The loan from Bank of China is likely to come at an interest rate of about 5.5%.
“We are very keen to get this money into our reserves by the end of the month, so that the reserve number published at the end of the money gives sufficient confidence to markets. The $300 million loan being negotiated with Bank of China can be scaled up to $1 billion. The reason we broke it up is because the approval process from the Bank of China side takes a long time, but they could give us $300 million.”
In addition, the Central Bank is also working to upscale a $1 billion loan from China Development Bank, which was received in the last quarter of 2018, by a further $500 million. These funds would also be available in February. “Sri Lanka’s friends, the two regional giants, have stepped up to support us in this time when we were pushed into a rather difficult corner.”
The Central Bank is also moving quickly to ready to issue an International Sovereign Bond (ISB). Cabinet approval was granted this week to borrow up to $2 billion, of which a large potion would be a dollar denominated ISB, but the Central Bank would also likely issue Panda and Samurai bonds, as announced last year.
“We want to try and get all these transactions done in the first quarter of this year. The job of Central Banks is to prepare for the worst and we learnt a lesson on 26 October. We don’t know what political tsunami might come next, so we have to plan and get the money in as fast as possible.”
State banks Bank of Ceylon, People’s Bank, and National Savings Bank are raising lines of credit on behalf of the Government. National Savings Bank is negotiating a $750 million line of credit, while People’s Bank is currently on a road show in the Middle East. The Central Bank expects Bank of Ceylon and People’s Bank to jointly raise $200 million to $300 million.
Acknowledging that 2019 would likely be a year with modest growth, the Governor noted that structural reforms were essential to improve exports, and investment to reduce debt and improve economic expansion. Changes in monetary policy would be unlikely, as there is little space for manoeuvring and would only result in short term “sugar high” growth, he warned.

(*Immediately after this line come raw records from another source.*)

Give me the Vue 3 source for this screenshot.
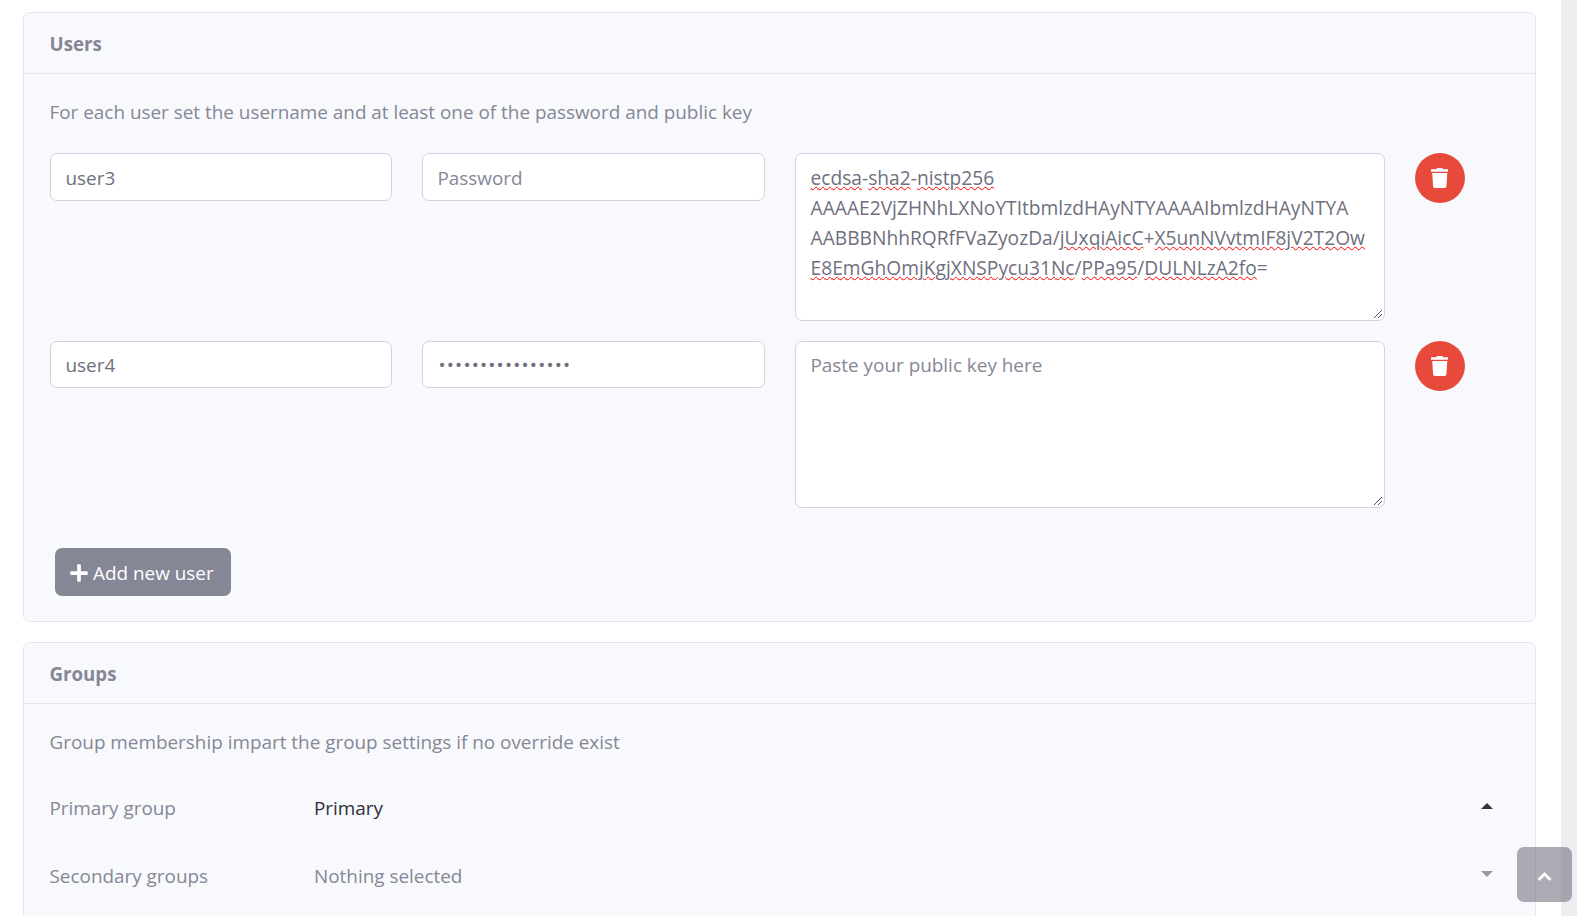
<script setup>
const trash = 'M432 32H312l-9.4-18.7A24 24 0 0 0 281.1 0H166.8a23.72 23.72 0 0 0-21.4 13.3L136 32H16A16 16 0 0 0 0 48v32a16 16 0 0 0 16 16h416a16 16 0 0 0 16-16V48a16 16 0 0 0-16-16zM53.2 467a48 48 0 0 0 47.9 45h245.8a48 48 0 0 0 47.9-45L416 128H32z'
</script>

<template>
  <div class="page">
    <main class="main">
      <section class="card">
        <h2 class="card-head">Users</h2>
        <div class="card-body">
          <p class="lead">For each user set the username and at least one of the password and public key</p>
          <div class="user-row">
            <input class="field" type="text" value="user3" placeholder="Username" />
            <input class="field wide" type="password" placeholder="Password" />
            <div class="area key">
              <span class="err">ecdsa</span>-<span class="err">sha2</span>-<span class="err">nistp256</span><br />AAAAE2VjZHNhLXNoYTItbmlzdHAyNTYAAAAIbmlzdHAyNTYA<br />AABBBNhhRQRfFVaZyozDa/<span class="err">jUxqiAicC</span>+<span class="err">X5unNVvtmIF8jV2T2Ow</span><br /><span class="err">E8EmGhOmjKgjXNSPycu31Nc</span>/<span class="err">PPa95</span>/<span class="err">DULNLzA2fo</span>=
              <svg class="grip" viewBox="0 0 10 10"><path d="M1 9 9 1M5 9 9 5" /></svg>
            </div>
            <button class="del" type="button" aria-label="Delete user">
              <svg viewBox="0 0 448 512"><path :d="trash" /></svg>
            </button>
          </div>
          <div class="user-row">
            <input class="field" type="text" value="user4" placeholder="Username" />
            <input class="field wide dots" type="password" value="abcdefghijklmnop" placeholder="Password" />
            <div class="area placeholder">
              Paste your public key here
              <svg class="grip" viewBox="0 0 10 10"><path d="M1 9 9 1M5 9 9 5" /></svg>
            </div>
            <button class="del" type="button" aria-label="Delete user">
              <svg viewBox="0 0 448 512"><path :d="trash" /></svg>
            </button>
          </div>
          <button class="add" type="button">
            <svg viewBox="0 0 448 512"><path d="M416 208H272V64c0-17.67-14.33-32-32-32h-32c-17.67 0-32 14.33-32 32v144H32c-17.67 0-32 14.33-32 32v32c0 17.67 14.33 32 32 32h144v144c0 17.67 14.33 32 32 32h32c17.67 0 32-14.33 32-32V304h144c17.67 0 32-14.33 32-32v-32c0-17.67-14.33-32-32-32z" /></svg>
            Add new user
          </button>
        </div>
      </section>

      <section class="card">
        <h2 class="card-head">Groups</h2>
        <div class="card-body">
          <p class="lead">Group membership impart the group settings if no override exist</p>
          <div class="select-row">
            <span class="label">Primary group</span>
            <span class="value">Primary</span>
            <span class="caret up"></span>
          </div>
          <div class="select-row">
            <span class="label">Secondary groups</span>
            <span class="value muted">Nothing selected</span>
            <span class="caret down"></span>
          </div>
        </div>
      </section>
    </main>
    <div class="track"></div>
    <a class="to-top" href="#" aria-label="Scroll to top">
      <svg viewBox="0 0 448 512"><path d="M240.971 130.524l194.343 194.343c9.373 9.373 9.373 24.569 0 33.941l-22.667 22.667c-9.357 9.357-24.522 9.375-33.901.04L224 227.495 69.255 381.516c-9.379 9.335-24.544 9.317-33.901-.04l-22.667-22.667c-9.373-9.373-9.373-24.569 0-33.941L207.03 130.525c9.372-9.373 24.568-9.373 33.941-.001z" /></svg>
    </a>
  </div>
</template>

<style>
html, body { margin: 0; overflow: hidden; background: #fff; }
</style>

<style scoped>
.page {
  position: relative;
  display: flex;
  height: 916px;
  overflow: hidden;
  font-family: "Open Sans", "Noto Sans", sans-serif;
  font-size: 18.9px;
  line-height: 30px;
  color: #858796;
}
.main {
  flex: 1;
  min-width: 0;
  padding: 12px 25px 0 23px;
  display: flex;
  flex-direction: column;
  gap: 20px;
}
.track { width: 16px; flex: none; background: #eeeef2; }
.card {
  background: #f8f9fd;
  border: 1px solid #e3e6f0;
  border-radius: 7px;
}
.card-head {
  box-sizing: border-box;
  margin: 0;
  height: 61px;
  padding: 1px 25px 0 25.5px;
  display: flex;
  align-items: center;
  font-size: 18.7px;
  font-weight: 700;
  color: #858796;
  border-bottom: 1px solid #e3e6f0;
}
.card-body { padding: 23px 25px 25px 25.5px; }
.lead { margin: 0 0 26px; }
.lead + .select-row { margin-top: 27px; }
.user-row {
  display: flex;
  gap: 30px;
  margin-bottom: 20px;
  height: 167.5px;
}
.field {
  flex: none;
  box-sizing: border-box;
  width: 342px;
  height: 47.5px;
  padding: 2px 15px 0;
  border: 1px solid #d1d3e2;
  border-radius: 7px;
  background: #fff;
  color: #6e707e;
  font: inherit;
  outline: none;
}
.field.wide { width: 343px; }
.field.dots { letter-spacing: 1.2px; padding-left: 16px; }
.field::placeholder { color: #858796; opacity: 1; }
.area {
  position: relative;
  flex: none;
  box-sizing: border-box;
  width: 590px;
  height: 167.5px;
  padding: 8px 15px;
  border: 1px solid #d1d3e2;
  border-radius: 7px;
  background: #fff;
  color: #6e707e;
  white-space: nowrap;
}
.key { font-size: 19.2px; padding-top: 9px; }
.placeholder { color: #858796; }
.err { text-decoration: underline wavy #f00 1px; text-underline-offset: 1px; }
.grip {
  position: absolute;
  right: 1px;
  bottom: 1px;
  width: 10px;
  height: 10px;
  fill: none;
  stroke: #555;
  stroke-width: 1;
}
.del {
  flex: none;
  width: 50px;
  height: 50px;
  padding: 0;
  border: 0;
  border-radius: 50%;
  background: #e74a3b;
  display: flex;
  align-items: center;
  justify-content: center;
}
.del svg { width: 17.5px; height: 20px; fill: #fff; }
.add {
  display: flex;
  align-items: center;
  gap: 5px;
  box-sizing: border-box;
  width: 176px;
  height: 48px;
  margin: 40px 0 0 5px;
  padding: 2px 15.5px 0;
  border: 0;
  border-radius: 7px;
  background: #858796;
  color: #fff;
  font: inherit;
  white-space: nowrap;
}
.add svg { width: 18px; height: 20px; fill: #fff; flex: none; }
.select-row {
  display: flex;
  align-items: center;
  height: 48px;
  margin-bottom: 20px;
}
.label { width: 264.5px; flex: none; }
.value { flex: 1; color: #2f2f3a; }
.value.muted { color: #858796; }
.caret {
  flex: none;
  width: 0;
  height: 0;
  margin-right: 17px;
  border-left: 6px solid transparent;
  border-right: 6px solid transparent;
}
.caret.up { border-bottom: 6px solid #33333f; margin-top: -4px; }
.caret.down { border-top: 6px solid #999; margin-top: -4px; }
.to-top {
  position: absolute;
  left: 1517px;
  top: 847px;
  width: 55px;
  height: 55px;
  border-radius: 7px;
  background: rgba(90, 92, 105, 0.5);
  display: flex;
  align-items: center;
  justify-content: center;
}
.to-top svg { width: 13px; height: 15px; fill: #fff; stroke: #fff; stroke-width: 24; margin-top: 4px; overflow: visible; }
</style>
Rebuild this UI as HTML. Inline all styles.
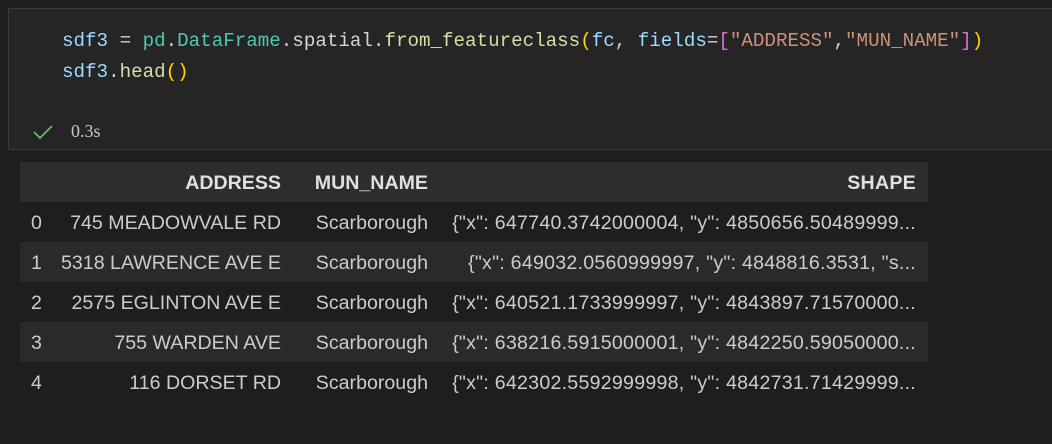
<!DOCTYPE html>
<html><head><style>
body{margin:0;width:1052px;height:444px;background:#1e1e1e;overflow:hidden;position:relative;font-family:"Liberation Sans",sans-serif;}
.cell{position:absolute;left:8px;top:8px;width:1060px;height:140px;background:#252526;border:1px solid #3a3a3a;}
.code{position:absolute;left:62px;top:26px;font-family:"Liberation Mono",monospace;font-size:19.2px;line-height:31px;color:#d4d4d4;white-space:pre;}
.v{color:#9cdcfe}.c{color:#4ec9b0}.f{color:#dcdcaa}.s{color:#ce9178}.p{color:#ffd700}.b{color:#da70d6}
.chk{position:absolute;left:33px;top:124px;}
.time{position:absolute;left:71px;top:121px;font-family:"Liberation Serif",serif;font-size:18px;color:#c8c8c8;}
.tbl{position:absolute;left:20px;top:162px;width:908px;}
.row{position:relative;height:40px;color:#cccccc;font-size:19.6px;}
.row span{position:absolute;top:10px;white-space:nowrap;}
.h{background:#2d2d2d;font-weight:bold;color:#e0e0e0;height:40px}
.alt{background:#2a2a2a}
.i{left:11px}.a{right:647px}.m{right:500px}.sh{right:12px;letter-spacing:0.25px}
</style></head><body>
<div class="cell"></div>
<div class="code"><span class="v">sdf3</span> = <span class="c">pd</span>.<span class="c">DataFrame</span>.spatial.<span class="f">from_featureclass</span><span class="p">(</span><span class="v">fc</span>, <span class="v">fields</span>=<span class="b">[</span><span class="s">"ADDRESS"</span>,<span class="s">"MUN_NAME"</span><span class="b">]</span><span class="p">)</span>
<span class="v">sdf3</span>.<span class="f">head</span><span class="p">()</span></div>
<svg class="chk" width="20" height="16" viewBox="0 0 20 16"><path d="M1 8 L7 14 L19 2" stroke="#6fb56f" stroke-width="1.8" fill="none"/></svg>
<div class="time">0.3s</div>
<div class="tbl">
<div class="row h"><span class="a">ADDRESS</span><span class="m">MUN_NAME</span><span class="sh">SHAPE</span></div>
<div class="row"><span class="i">0</span><span class="a">745 MEADOWVALE RD</span><span class="m">Scarborough</span><span class="sh">{"x": 647740.3742000004, "y": 4850656.50489999...</span></div>
<div class="row alt"><span class="i">1</span><span class="a">5318 LAWRENCE AVE E</span><span class="m">Scarborough</span><span class="sh">{"x": 649032.0560999997, "y": 4848816.3531, "s...</span></div>
<div class="row"><span class="i">2</span><span class="a">2575 EGLINTON AVE E</span><span class="m">Scarborough</span><span class="sh">{"x": 640521.1733999997, "y": 4843897.71570000...</span></div>
<div class="row alt"><span class="i">3</span><span class="a">755 WARDEN AVE</span><span class="m">Scarborough</span><span class="sh">{"x": 638216.5915000001, "y": 4842250.59050000...</span></div>
<div class="row"><span class="i">4</span><span class="a">116 DORSET RD</span><span class="m">Scarborough</span><span class="sh">{"x": 642302.5592999998, "y": 4842731.71429999...</span></div>
</div>
</body></html>
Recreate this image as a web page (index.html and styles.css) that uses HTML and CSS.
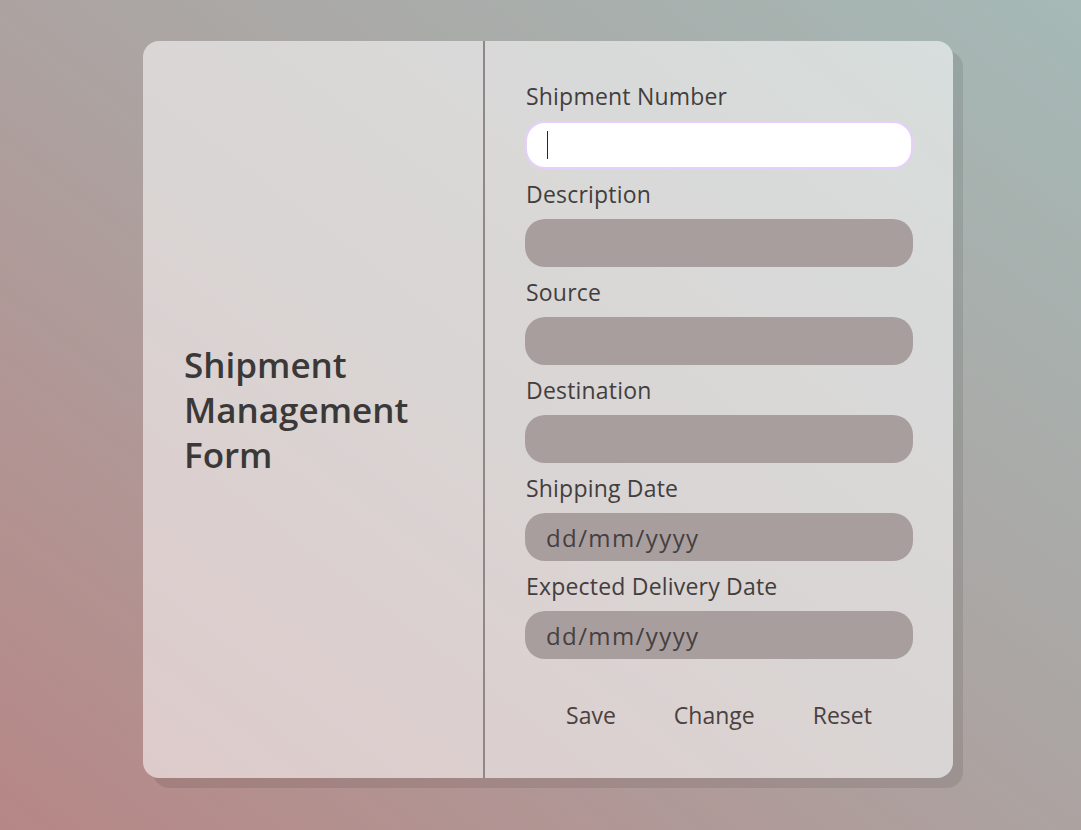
FILE: index.html
```html
<!DOCTYPE html>
<html lang="en">
<head>
<meta charset="utf-8">
<title>Shipment Management Form</title>
<link rel="stylesheet" href="styles.css">
</head>
<body>
  <main class="card">
    <section class="side">
      <h1 class="title">Shipment Management Form</h1>
    </section>
    <form class="form">
      <label class="field">
        <span class="label">Shipment Number</span>
        <span class="input-wrap">
          <input class="input input-active" type="text">
          <span class="caret"></span>
        </span>
      </label>
      <label class="field">
        <span class="label">Description</span>
        <input class="input" type="text">
      </label>
      <label class="field">
        <span class="label">Source</span>
        <input class="input" type="text">
      </label>
      <label class="field">
        <span class="label">Destination</span>
        <input class="input" type="text">
      </label>
      <label class="field">
        <span class="label">Shipping Date</span>
        <input class="input" type="text" placeholder="dd/mm/yyyy">
      </label>
      <label class="field">
        <span class="label">Expected Delivery Date</span>
        <input class="input" type="text" placeholder="dd/mm/yyyy">
      </label>
      <div class="actions">
        <button class="btn" type="button">Save</button>
        <button class="btn" type="button">Change</button>
        <button class="btn" type="button">Reset</button>
      </div>
    </form>
  </main>
</body>
</html>
```
FILE: styles.css
```css
html, body {
  margin: 0;
  padding: 0;
}
body {
  width: 1081px;
  height: 830px;
  overflow: hidden;
  background: linear-gradient(to top right, #b68786 0%, #aca3a1 50%, #a5b9b6 100%);
  font-family: "Open Sans", "Noto Sans", sans-serif;
  color: #3d3a3a;
  padding: 41px 0 0 143px;
  box-sizing: border-box;
}
.card {
  width: 810px;
  height: 737px;
  display: flex;
  border-radius: 16px;
  background: rgba(255, 255, 255, 0.55);
  box-shadow: 10px 10px 0 rgba(0, 0, 0, 0.09);
  box-sizing: border-box;
}
.side {
  width: 342px;
  display: flex;
  align-items: center;
  padding-left: 41px;
  box-sizing: border-box;
  border-right: 2px solid #8e8888;
}
.title {
  margin: 0;
  font-size: 35px;
  font-weight: 600;
  line-height: 45px;
  color: #3b3838;
  width: 260px;
}
.form {
  flex: 1;
  padding: 42px 40px 0 40px;
  display: flex;
  flex-direction: column;
}
.field {
  display: flex;
  flex-direction: column;
  margin-bottom: 12px;
}
.label {
  font-size: 23px;
  line-height: 26px;
  height: 26px;
  margin-bottom: 12px;
  padding-left: 1px;
  letter-spacing: 0.2px;
  color: #433e3e;
}
.input-wrap {
  position: relative;
  display: block;
  width: 388px;
  height: 48px;
}
.caret {
  position: absolute;
  left: 22px;
  top: 10px;
  width: 1px;
  height: 28px;
  background: #2a2626;
}
.input {
  width: 388px;
  height: 48px;
  box-sizing: border-box;
  border: none;
  border-radius: 20px;
  background: #a99e9e;
  padding: 0 21px;
  font-family: inherit;
  font-size: 24px;
  letter-spacing: 1.4px;
  color: #3d3a3a;
  outline: none;
  display: block;
}
.input::placeholder {
  color: #463f3f;
  opacity: 1;
}
.input-active {
  background: #ffffff;
  border: 2px solid #e6cffa;
  padding-left: 20px;
}
.actions {
  display: flex;
  justify-content: center;
  margin-top: 23px;
}
.btn {
  background: transparent;
  border: none;
  font-family: inherit;
  font-size: 23px;
  line-height: 28px;
  color: #4a4141;
  padding: 7px 29px;
  cursor: pointer;
}
```
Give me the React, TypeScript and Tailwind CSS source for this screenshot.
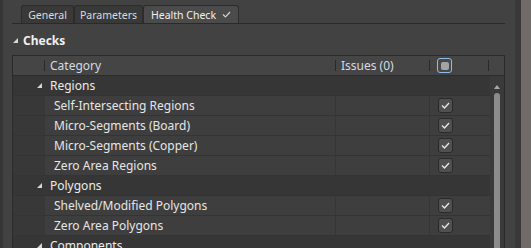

Dr. Coomaraswamy argued that a 19% depreciation of the rupee was not as deeply negative as generally believed by the public, as it improved the competitiveness of exports, and provided incentive for import substitution industries. He also contended that the pass through to inflation was much less, given commodity prices are presently at a low point, and the Central Bank had shifted to an inflation targeting regime that aims to keep inflation at single digit levels. Nonetheless, Dr. Coomaraswamy conceded that the rate of depreciation would be reduced this year, and the Central Bank would consider easing policy rates if the economic environment improved.